TASK DIRECTIONS →
Say how many lines contain "with", using only the number.

******************************

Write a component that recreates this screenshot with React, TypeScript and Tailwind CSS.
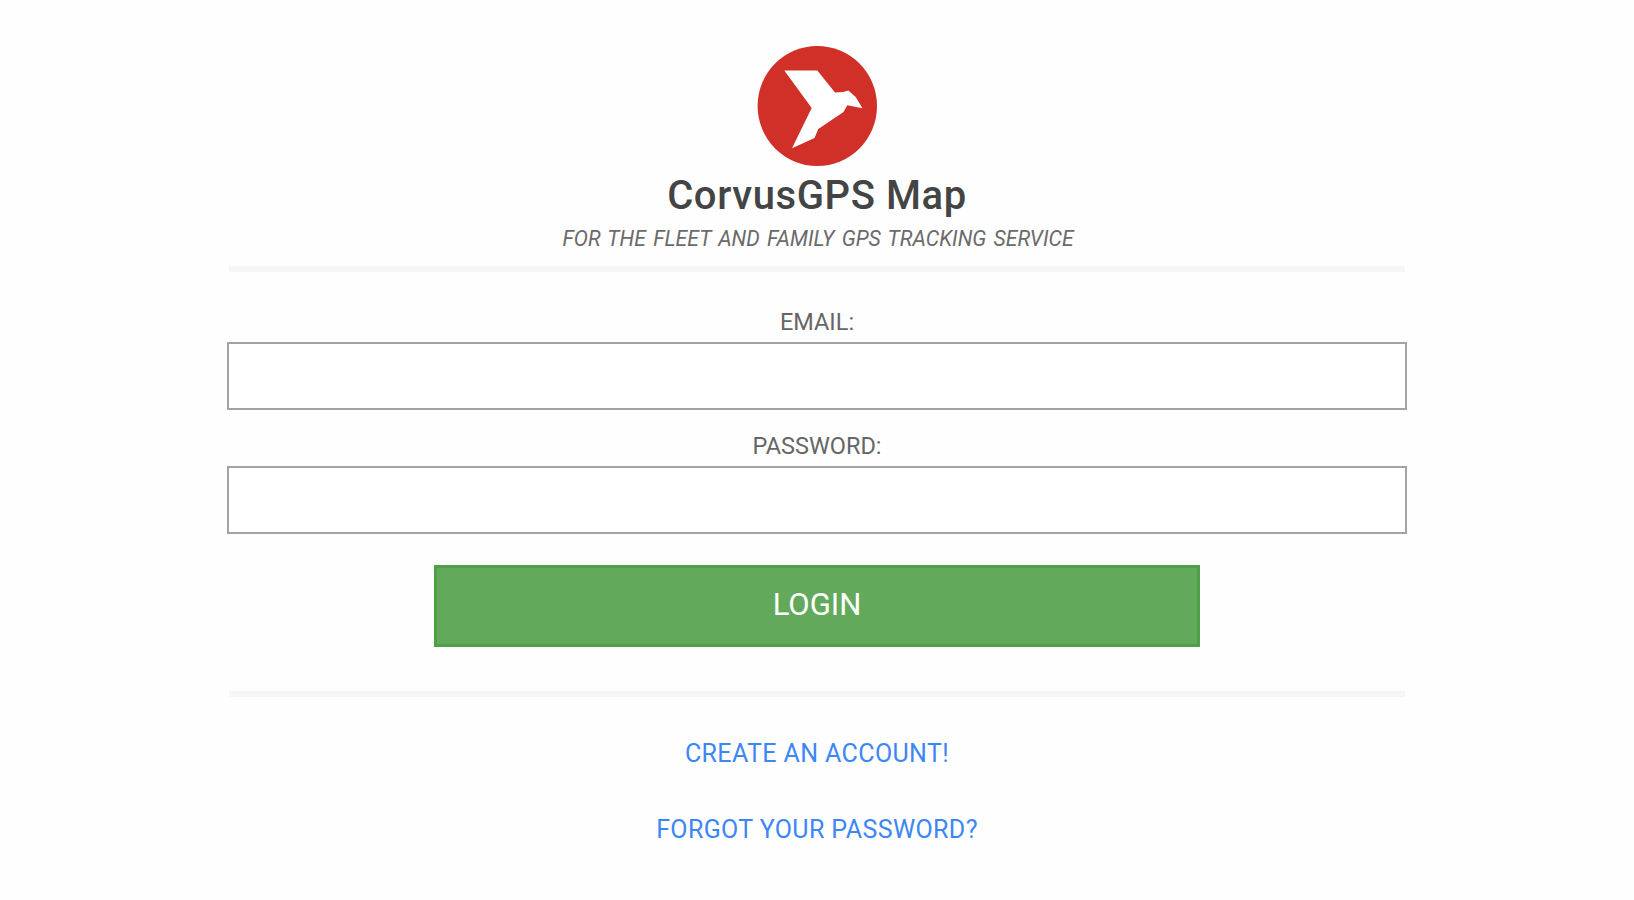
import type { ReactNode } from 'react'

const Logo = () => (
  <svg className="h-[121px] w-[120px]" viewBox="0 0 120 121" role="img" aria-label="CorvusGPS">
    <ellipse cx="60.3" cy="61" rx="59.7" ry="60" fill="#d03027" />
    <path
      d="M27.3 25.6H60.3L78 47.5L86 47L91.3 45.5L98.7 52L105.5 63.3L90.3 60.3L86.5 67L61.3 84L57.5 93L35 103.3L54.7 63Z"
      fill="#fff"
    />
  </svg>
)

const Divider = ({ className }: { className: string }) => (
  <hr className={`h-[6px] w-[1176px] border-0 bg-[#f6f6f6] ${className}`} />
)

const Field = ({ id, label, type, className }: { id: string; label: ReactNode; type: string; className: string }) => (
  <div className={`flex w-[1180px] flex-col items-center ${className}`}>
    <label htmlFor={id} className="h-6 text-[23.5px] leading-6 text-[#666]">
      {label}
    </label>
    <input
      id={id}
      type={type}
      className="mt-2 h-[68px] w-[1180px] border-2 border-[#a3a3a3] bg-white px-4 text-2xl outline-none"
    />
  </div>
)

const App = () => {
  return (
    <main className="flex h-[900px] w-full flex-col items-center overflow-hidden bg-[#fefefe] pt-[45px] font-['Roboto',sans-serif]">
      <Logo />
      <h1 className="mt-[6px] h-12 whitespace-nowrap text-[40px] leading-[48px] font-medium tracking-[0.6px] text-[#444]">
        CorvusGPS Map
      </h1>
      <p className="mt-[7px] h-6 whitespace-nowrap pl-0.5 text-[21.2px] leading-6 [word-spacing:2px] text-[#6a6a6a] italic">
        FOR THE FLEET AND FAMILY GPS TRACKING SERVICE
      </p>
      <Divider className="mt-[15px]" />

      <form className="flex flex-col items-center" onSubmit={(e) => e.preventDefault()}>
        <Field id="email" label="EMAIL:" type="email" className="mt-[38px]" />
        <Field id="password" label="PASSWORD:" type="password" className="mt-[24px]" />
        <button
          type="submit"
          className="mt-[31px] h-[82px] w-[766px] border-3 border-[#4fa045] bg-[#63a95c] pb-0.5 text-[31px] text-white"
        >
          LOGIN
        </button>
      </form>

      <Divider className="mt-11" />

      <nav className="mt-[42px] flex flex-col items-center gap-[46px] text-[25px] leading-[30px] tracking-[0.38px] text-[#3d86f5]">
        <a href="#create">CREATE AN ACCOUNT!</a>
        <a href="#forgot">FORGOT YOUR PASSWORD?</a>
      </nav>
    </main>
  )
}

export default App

******************************

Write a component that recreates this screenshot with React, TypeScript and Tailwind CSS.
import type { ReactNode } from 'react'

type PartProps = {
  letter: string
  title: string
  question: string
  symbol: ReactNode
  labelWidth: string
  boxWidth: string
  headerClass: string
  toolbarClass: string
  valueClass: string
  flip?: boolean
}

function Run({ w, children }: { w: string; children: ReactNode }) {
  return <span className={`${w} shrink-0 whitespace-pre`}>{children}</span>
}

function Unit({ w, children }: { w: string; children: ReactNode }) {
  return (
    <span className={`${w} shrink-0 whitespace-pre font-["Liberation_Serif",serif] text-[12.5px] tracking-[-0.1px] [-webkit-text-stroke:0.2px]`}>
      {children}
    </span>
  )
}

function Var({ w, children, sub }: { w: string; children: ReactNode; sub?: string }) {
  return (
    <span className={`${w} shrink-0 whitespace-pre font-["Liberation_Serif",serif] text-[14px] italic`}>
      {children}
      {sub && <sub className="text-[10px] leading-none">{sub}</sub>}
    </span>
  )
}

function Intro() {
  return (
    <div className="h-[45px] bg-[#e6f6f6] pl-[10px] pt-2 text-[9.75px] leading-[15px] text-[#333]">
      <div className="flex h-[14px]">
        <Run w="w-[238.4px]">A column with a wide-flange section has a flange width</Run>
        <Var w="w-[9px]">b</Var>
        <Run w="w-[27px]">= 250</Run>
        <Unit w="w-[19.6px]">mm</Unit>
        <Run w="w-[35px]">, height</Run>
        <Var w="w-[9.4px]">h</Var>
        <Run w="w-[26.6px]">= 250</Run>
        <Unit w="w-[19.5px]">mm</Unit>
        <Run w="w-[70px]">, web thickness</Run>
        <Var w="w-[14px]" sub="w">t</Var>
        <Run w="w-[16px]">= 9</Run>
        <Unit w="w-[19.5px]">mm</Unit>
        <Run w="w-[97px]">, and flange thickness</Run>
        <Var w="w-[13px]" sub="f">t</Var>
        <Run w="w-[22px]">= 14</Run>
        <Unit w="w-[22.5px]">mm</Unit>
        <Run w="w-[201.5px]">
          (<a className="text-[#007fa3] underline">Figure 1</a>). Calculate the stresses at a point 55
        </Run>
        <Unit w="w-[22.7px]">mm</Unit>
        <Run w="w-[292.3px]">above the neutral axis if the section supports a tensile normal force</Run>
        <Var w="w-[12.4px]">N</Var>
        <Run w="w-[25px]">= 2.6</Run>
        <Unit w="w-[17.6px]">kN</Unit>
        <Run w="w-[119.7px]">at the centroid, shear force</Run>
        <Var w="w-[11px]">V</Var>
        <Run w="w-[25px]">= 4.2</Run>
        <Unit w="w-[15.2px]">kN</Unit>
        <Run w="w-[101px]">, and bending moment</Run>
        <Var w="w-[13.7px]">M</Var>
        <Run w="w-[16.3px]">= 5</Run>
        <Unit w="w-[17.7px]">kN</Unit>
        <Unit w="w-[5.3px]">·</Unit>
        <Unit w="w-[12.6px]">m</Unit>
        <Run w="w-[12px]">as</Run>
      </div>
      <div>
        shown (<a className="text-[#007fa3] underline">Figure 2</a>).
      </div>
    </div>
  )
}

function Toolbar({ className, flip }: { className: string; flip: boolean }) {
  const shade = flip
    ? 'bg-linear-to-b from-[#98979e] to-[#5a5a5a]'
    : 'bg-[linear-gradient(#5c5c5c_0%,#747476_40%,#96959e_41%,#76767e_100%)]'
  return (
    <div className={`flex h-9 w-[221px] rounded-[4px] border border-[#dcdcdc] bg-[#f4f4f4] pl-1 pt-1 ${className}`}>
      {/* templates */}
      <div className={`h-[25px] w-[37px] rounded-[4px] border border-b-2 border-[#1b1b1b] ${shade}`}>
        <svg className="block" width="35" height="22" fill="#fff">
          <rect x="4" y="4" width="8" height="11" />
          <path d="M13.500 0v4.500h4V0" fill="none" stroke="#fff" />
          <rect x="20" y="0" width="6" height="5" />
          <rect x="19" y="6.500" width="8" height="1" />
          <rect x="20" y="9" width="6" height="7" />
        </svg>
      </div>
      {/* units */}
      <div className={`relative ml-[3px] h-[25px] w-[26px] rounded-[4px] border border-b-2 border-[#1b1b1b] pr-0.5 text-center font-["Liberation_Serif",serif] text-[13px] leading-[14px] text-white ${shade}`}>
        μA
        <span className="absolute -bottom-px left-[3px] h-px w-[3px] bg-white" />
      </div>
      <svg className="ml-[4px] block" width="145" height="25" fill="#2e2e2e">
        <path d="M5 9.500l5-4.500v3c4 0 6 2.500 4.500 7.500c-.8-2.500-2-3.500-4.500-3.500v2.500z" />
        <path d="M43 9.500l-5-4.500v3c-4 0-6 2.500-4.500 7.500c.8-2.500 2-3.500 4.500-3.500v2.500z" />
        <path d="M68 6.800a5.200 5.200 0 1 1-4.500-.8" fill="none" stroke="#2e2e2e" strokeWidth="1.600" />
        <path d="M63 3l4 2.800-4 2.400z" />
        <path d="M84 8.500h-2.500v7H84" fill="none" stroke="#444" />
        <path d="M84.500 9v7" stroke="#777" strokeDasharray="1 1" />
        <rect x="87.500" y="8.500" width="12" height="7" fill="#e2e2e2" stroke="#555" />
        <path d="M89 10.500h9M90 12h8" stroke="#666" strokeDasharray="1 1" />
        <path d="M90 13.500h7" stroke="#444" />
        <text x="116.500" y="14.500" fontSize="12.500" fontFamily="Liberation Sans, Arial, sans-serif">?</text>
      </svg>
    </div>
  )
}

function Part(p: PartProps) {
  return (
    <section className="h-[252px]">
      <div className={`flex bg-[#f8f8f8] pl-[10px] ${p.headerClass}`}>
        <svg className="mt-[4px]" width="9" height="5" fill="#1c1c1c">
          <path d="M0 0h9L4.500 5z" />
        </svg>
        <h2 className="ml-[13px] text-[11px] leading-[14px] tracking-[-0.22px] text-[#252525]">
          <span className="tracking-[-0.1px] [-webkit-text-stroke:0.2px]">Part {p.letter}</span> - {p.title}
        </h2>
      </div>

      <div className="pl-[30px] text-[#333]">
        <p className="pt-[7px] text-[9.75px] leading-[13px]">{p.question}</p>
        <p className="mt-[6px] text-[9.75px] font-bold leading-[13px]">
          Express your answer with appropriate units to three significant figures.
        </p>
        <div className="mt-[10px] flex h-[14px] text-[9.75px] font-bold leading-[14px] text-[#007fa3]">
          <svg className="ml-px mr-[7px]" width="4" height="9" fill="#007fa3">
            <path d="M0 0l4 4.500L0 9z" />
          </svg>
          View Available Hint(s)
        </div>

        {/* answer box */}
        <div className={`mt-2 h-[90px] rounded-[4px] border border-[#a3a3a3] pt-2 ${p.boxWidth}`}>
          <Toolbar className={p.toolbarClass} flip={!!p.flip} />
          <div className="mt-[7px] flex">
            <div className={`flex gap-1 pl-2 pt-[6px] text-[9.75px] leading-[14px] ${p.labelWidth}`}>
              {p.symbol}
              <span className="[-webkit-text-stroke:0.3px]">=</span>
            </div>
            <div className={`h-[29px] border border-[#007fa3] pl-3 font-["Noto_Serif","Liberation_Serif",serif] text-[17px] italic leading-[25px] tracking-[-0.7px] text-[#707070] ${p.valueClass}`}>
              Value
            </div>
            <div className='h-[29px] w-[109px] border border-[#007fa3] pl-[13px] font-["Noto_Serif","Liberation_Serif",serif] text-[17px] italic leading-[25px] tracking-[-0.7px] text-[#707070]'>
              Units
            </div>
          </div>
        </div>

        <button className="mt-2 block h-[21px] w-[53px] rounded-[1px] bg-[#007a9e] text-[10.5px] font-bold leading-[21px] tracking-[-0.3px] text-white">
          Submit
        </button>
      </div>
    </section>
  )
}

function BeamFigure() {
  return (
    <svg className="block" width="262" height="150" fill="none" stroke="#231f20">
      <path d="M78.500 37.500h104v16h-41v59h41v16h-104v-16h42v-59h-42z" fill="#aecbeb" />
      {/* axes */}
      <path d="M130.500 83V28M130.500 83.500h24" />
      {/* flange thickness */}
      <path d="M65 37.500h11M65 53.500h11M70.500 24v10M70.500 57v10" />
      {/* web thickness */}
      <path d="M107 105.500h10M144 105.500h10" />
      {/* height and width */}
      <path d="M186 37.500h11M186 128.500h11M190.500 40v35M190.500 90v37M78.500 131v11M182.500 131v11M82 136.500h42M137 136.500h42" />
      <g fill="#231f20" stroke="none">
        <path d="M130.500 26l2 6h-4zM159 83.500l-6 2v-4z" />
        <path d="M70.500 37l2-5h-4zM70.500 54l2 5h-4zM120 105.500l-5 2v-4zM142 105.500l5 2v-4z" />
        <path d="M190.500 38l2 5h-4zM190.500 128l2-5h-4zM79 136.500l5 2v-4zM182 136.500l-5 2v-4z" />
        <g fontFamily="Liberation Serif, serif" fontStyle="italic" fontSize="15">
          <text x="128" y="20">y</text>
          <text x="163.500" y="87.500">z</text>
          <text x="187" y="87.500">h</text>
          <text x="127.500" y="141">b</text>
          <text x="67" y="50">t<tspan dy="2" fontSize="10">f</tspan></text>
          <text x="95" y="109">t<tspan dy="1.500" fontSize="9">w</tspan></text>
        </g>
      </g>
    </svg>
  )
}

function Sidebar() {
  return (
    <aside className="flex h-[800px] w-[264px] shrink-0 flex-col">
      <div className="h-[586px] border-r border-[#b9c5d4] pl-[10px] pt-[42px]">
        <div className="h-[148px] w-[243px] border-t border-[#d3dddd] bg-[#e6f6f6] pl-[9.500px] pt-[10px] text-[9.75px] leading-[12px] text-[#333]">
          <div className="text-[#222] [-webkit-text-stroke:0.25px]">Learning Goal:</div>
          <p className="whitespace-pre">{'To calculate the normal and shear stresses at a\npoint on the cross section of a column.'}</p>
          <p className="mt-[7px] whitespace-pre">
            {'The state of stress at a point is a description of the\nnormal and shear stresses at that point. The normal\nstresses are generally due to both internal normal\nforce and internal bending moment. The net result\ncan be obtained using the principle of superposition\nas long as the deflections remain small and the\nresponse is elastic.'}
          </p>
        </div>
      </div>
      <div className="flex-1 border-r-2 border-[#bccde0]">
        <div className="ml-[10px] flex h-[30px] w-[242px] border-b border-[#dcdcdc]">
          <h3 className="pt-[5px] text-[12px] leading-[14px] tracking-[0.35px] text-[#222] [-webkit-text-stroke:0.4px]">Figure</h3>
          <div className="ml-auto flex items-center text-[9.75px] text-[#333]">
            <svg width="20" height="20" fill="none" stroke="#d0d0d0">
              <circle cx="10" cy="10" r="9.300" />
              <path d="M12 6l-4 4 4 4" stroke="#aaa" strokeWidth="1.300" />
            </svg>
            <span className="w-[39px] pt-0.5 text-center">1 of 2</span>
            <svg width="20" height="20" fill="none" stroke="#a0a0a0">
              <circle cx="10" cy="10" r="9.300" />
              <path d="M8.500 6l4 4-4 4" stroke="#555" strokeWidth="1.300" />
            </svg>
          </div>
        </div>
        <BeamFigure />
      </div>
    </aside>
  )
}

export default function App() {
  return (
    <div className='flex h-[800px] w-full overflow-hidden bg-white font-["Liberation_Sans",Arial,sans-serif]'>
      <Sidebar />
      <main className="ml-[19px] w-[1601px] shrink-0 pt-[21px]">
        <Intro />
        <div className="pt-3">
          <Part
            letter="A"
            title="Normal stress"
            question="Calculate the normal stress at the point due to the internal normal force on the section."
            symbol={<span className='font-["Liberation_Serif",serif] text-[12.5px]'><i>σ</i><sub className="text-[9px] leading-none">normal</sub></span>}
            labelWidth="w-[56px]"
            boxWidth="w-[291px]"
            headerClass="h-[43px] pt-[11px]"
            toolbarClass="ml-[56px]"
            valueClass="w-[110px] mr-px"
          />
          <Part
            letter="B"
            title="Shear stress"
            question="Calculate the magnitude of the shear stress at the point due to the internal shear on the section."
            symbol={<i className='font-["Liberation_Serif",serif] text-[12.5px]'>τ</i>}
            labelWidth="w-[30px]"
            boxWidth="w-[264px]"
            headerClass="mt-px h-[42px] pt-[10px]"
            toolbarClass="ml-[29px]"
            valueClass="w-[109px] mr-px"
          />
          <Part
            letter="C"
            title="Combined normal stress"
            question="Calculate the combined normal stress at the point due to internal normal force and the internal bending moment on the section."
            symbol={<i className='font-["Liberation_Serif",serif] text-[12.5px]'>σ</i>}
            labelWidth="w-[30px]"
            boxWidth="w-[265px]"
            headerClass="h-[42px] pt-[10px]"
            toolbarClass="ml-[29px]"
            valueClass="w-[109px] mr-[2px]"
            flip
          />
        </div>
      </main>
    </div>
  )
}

******************************

OUTPUT OF THE TASK →
4